WHAT YOU WILL DO: Below are the records; locate each line with the word "this" and copy it.

Saved data entries:
....

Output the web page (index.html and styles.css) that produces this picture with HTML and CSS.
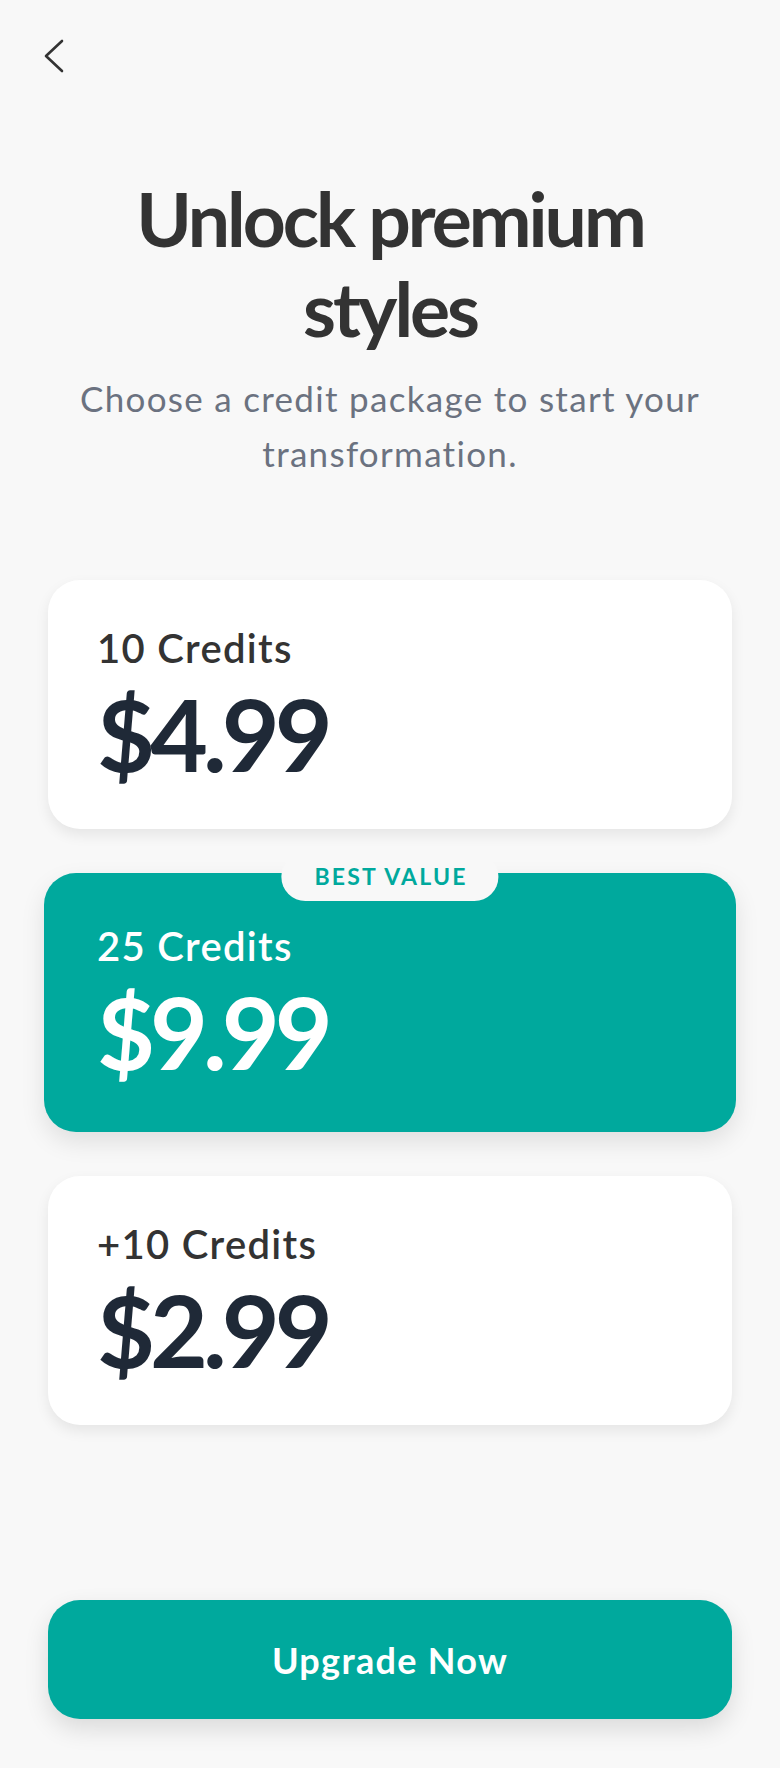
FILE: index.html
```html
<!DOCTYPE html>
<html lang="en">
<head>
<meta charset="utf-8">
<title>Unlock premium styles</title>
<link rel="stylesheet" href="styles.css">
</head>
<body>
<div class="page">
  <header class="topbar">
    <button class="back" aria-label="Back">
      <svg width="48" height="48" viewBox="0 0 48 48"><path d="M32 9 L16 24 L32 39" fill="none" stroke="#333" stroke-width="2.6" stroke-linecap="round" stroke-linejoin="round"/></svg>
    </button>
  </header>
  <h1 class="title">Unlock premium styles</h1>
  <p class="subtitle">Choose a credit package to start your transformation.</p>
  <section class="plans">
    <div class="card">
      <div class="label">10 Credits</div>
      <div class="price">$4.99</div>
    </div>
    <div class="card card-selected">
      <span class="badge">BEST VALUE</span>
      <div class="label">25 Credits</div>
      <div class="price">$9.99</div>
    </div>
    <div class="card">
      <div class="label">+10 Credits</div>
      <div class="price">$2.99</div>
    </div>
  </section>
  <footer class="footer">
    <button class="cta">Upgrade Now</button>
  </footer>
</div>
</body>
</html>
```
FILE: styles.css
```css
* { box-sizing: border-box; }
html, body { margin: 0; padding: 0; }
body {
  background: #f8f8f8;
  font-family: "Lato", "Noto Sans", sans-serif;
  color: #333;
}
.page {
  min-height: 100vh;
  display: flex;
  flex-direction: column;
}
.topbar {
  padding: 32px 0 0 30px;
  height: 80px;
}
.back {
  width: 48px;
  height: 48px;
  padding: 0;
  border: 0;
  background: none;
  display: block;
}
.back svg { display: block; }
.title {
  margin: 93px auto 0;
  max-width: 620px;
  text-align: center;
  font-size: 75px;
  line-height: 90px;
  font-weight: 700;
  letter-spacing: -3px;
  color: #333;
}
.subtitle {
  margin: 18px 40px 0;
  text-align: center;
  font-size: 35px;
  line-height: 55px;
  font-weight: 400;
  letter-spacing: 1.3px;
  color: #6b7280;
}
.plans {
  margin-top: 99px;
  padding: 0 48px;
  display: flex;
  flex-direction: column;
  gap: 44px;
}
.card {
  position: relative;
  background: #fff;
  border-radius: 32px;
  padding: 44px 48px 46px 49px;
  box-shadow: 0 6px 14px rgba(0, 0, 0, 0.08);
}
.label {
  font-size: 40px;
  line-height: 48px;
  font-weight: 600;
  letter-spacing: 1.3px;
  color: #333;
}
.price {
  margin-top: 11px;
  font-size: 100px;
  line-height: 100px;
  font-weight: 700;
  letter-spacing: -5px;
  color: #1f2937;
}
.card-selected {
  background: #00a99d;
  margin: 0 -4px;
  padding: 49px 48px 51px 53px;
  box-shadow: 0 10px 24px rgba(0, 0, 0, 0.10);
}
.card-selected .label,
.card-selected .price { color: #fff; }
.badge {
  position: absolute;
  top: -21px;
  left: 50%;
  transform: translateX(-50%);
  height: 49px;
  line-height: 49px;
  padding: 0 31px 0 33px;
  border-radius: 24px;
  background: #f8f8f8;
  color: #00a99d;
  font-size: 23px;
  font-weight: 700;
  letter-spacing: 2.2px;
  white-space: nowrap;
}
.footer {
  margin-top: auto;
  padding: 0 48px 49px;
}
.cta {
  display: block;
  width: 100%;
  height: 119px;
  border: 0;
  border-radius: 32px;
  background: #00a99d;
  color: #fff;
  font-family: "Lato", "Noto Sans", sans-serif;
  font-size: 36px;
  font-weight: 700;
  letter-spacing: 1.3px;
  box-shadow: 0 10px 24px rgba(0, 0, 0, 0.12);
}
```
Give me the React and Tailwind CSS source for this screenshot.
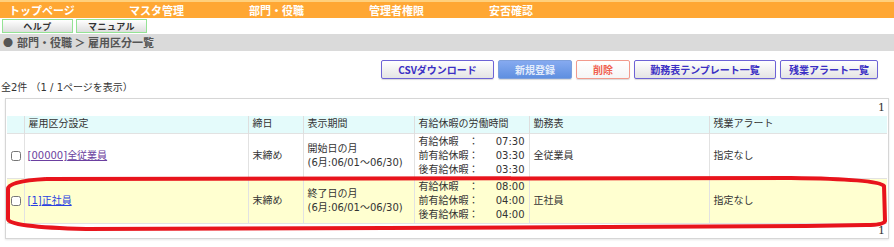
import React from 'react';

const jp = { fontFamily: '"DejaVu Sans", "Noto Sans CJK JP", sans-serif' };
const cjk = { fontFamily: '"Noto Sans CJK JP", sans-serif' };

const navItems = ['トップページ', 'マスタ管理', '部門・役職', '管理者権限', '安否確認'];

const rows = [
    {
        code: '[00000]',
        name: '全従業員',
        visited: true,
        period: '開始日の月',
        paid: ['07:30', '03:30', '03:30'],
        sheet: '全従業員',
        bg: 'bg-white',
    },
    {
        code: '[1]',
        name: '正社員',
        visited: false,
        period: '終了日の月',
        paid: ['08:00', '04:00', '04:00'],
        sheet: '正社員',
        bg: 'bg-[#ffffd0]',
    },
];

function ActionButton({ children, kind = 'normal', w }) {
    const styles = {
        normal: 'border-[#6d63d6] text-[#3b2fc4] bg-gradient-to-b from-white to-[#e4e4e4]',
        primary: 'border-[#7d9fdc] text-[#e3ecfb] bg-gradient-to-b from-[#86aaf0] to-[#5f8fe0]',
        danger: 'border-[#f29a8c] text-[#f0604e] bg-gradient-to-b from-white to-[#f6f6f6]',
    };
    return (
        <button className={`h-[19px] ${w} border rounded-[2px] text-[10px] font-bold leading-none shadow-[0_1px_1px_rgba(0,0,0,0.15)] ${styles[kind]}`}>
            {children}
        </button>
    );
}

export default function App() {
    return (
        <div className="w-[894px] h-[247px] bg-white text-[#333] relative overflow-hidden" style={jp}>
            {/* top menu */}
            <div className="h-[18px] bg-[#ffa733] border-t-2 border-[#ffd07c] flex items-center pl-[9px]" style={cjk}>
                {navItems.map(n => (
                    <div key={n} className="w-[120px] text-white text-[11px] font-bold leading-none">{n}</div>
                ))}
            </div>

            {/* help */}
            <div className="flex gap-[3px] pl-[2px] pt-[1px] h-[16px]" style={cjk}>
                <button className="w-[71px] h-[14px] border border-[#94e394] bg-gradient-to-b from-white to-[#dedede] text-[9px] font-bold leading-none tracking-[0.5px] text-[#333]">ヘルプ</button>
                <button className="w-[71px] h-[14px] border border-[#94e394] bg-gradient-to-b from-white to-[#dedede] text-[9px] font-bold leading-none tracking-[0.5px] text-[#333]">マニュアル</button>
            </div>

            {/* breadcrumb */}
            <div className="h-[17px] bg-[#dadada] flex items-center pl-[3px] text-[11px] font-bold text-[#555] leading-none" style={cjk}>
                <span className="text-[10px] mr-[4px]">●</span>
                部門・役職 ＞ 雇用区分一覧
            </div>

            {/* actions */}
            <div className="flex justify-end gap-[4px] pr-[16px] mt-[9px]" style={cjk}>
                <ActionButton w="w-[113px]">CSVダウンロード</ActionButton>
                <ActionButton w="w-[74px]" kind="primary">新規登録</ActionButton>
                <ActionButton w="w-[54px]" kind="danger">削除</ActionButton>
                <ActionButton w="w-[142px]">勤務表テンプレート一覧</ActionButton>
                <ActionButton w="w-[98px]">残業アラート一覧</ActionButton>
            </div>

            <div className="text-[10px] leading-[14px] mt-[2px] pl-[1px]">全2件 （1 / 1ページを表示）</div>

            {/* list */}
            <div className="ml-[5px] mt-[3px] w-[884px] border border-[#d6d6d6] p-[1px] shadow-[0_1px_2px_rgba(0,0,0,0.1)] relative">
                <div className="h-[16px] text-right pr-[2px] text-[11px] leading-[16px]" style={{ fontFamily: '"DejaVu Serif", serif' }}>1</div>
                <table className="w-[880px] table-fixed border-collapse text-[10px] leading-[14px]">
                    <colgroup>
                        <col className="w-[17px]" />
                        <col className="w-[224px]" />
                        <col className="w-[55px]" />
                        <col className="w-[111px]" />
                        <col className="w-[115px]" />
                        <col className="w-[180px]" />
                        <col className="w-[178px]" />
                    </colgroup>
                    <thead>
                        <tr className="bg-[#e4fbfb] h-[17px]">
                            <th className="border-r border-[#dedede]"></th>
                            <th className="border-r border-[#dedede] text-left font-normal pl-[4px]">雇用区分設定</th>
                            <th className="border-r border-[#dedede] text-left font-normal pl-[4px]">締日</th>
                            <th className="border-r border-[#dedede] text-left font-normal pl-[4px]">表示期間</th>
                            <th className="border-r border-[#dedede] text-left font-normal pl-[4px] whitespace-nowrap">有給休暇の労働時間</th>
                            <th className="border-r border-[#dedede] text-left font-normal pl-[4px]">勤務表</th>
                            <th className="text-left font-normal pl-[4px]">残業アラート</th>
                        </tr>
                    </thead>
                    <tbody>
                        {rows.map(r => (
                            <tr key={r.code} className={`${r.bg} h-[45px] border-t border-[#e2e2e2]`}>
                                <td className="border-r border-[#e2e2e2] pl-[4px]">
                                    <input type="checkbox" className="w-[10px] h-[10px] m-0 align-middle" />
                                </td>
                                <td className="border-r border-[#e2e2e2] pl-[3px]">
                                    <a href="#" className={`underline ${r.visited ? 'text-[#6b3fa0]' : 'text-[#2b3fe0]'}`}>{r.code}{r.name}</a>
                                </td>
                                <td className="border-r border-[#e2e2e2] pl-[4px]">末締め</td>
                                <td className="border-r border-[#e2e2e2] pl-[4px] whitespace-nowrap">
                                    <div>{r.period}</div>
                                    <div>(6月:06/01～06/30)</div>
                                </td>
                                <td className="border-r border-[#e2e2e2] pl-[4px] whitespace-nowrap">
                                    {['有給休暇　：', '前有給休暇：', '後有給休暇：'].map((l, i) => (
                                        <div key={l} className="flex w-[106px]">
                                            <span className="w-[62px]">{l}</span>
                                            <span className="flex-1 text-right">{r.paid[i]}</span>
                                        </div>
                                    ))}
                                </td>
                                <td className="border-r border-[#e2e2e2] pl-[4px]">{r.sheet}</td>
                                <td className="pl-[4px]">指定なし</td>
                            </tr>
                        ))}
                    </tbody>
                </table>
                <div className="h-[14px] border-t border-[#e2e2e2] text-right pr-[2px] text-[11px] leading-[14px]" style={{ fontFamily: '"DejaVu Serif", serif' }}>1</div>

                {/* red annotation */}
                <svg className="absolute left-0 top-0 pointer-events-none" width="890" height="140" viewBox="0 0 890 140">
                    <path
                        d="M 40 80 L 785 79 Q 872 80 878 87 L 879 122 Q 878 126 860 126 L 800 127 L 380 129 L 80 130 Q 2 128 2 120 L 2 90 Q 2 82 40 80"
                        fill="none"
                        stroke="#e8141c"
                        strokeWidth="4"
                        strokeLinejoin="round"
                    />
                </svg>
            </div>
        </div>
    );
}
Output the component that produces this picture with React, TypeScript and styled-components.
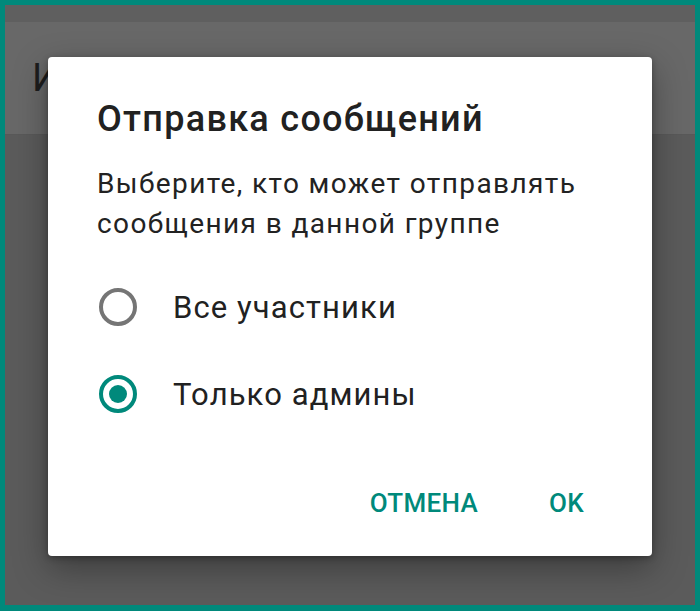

....

WORKED ANSWER:
Output the web page (index.html and styles.css) that produces this picture with HTML and CSS.
Give me the React and Tailwind CSS source for this screenshot.
Output the component that produces this picture with React, TypeScript and styled-components.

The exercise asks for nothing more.